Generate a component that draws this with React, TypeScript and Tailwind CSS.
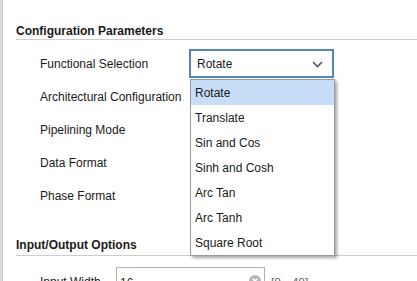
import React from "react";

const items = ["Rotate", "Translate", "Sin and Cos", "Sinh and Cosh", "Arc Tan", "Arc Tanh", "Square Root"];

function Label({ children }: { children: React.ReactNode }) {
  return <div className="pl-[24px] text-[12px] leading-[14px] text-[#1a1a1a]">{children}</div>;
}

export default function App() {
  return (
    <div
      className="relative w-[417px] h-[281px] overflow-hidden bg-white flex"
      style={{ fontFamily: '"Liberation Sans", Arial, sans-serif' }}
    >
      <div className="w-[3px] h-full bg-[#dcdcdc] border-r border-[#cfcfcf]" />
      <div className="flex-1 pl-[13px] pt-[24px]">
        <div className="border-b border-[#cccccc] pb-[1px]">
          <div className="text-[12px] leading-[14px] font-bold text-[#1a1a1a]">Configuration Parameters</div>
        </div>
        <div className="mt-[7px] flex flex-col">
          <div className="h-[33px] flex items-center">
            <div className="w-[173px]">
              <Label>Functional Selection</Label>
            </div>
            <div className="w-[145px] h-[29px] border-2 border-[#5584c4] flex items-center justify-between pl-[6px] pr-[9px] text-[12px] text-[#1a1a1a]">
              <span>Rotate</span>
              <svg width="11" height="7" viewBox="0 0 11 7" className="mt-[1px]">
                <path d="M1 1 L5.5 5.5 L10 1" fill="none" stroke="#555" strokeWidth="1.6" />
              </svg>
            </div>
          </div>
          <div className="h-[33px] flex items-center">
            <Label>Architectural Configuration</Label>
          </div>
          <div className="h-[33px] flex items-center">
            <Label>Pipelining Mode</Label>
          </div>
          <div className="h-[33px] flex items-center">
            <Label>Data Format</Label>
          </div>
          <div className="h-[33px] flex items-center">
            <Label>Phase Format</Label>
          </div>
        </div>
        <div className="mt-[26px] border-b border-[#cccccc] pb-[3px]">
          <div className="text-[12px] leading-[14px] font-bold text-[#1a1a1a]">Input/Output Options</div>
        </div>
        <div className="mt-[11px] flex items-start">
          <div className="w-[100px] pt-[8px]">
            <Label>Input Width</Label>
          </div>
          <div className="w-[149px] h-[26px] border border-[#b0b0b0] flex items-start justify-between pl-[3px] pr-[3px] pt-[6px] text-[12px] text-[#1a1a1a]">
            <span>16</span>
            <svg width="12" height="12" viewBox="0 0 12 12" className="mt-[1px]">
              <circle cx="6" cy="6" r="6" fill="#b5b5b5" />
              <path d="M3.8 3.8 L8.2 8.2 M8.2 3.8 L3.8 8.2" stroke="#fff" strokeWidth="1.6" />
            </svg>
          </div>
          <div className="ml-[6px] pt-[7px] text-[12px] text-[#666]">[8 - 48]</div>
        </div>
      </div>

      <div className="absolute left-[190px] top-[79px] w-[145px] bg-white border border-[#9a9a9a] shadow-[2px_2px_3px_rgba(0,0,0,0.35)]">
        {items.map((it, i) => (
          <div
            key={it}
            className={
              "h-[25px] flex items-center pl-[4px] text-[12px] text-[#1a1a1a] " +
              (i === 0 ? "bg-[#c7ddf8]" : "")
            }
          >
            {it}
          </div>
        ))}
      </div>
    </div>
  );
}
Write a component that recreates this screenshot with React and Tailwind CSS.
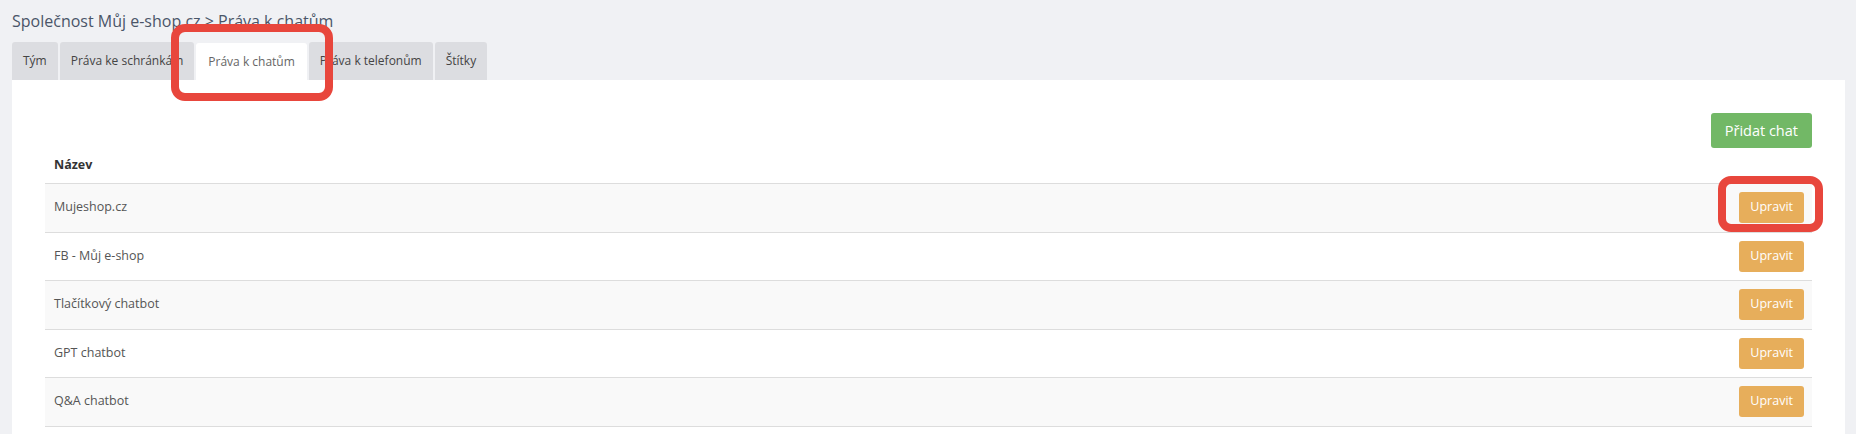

=-=-=-=-=

> **Task to complete**:
Print the entries above exactly, taking out only the pictures.

> **Exercise solution**:
Generate a component that draws this with React, TypeScript and Tailwind CSS.
import React from "react";

const items = ["Rotate", "Translate", "Sin and Cos", "Sinh and Cosh", "Arc Tan", "Arc Tanh", "Square Root"];

function Label({ children }: { children: React.ReactNode }) {
  return <div className="pl-[24px] text-[12px] leading-[14px] text-[#1a1a1a]">{children}</div>;
}

export default function App() {
  return (
    <div
      className="relative w-[417px] h-[281px] overflow-hidden bg-white flex"
      style={{ fontFamily: '"Liberation Sans", Arial, sans-serif' }}
    >
      <div className="w-[3px] h-full bg-[#dcdcdc] border-r border-[#cfcfcf]" />
      <div className="flex-1 pl-[13px] pt-[24px]">
        <div className="border-b border-[#cccccc] pb-[1px]">
          <div className="text-[12px] leading-[14px] font-bold text-[#1a1a1a]">Configuration Parameters</div>
        </div>
        <div className="mt-[7px] flex flex-col">
          <div className="h-[33px] flex items-center">
            <div className="w-[173px]">
              <Label>Functional Selection</Label>
            </div>
            <div className="w-[145px] h-[29px] border-2 border-[#5584c4] flex items-center justify-between pl-[6px] pr-[9px] text-[12px] text-[#1a1a1a]">
              <span>Rotate</span>
              <svg width="11" height="7" viewBox="0 0 11 7" className="mt-[1px]">
                <path d="M1 1 L5.5 5.5 L10 1" fill="none" stroke="#555" strokeWidth="1.6" />
              </svg>
            </div>
          </div>
          <div className="h-[33px] flex items-center">
            <Label>Architectural Configuration</Label>
          </div>
          <div className="h-[33px] flex items-center">
            <Label>Pipelining Mode</Label>
          </div>
          <div className="h-[33px] flex items-center">
            <Label>Data Format</Label>
          </div>
          <div className="h-[33px] flex items-center">
            <Label>Phase Format</Label>
          </div>
        </div>
        <div className="mt-[26px] border-b border-[#cccccc] pb-[3px]">
          <div className="text-[12px] leading-[14px] font-bold text-[#1a1a1a]">Input/Output Options</div>
        </div>
        <div className="mt-[11px] flex items-start">
          <div className="w-[100px] pt-[8px]">
            <Label>Input Width</Label>
          </div>
          <div className="w-[149px] h-[26px] border border-[#b0b0b0] flex items-start justify-between pl-[3px] pr-[3px] pt-[6px] text-[12px] text-[#1a1a1a]">
            <span>16</span>
            <svg width="12" height="12" viewBox="0 0 12 12" className="mt-[1px]">
              <circle cx="6" cy="6" r="6" fill="#b5b5b5" />
              <path d="M3.8 3.8 L8.2 8.2 M8.2 3.8 L3.8 8.2" stroke="#fff" strokeWidth="1.6" />
            </svg>
          </div>
          <div className="ml-[6px] pt-[7px] text-[12px] text-[#666]">[8 - 48]</div>
        </div>
      </div>

      <div className="absolute left-[190px] top-[79px] w-[145px] bg-white border border-[#9a9a9a] shadow-[2px_2px_3px_rgba(0,0,0,0.35)]">
        {items.map((it, i) => (
          <div
            key={it}
            className={
              "h-[25px] flex items-center pl-[4px] text-[12px] text-[#1a1a1a] " +
              (i === 0 ? "bg-[#c7ddf8]" : "")
            }
          >
            {it}
          </div>
        ))}
      </div>
    </div>
  );
}
Write a component that recreates this screenshot with React and Tailwind CSS.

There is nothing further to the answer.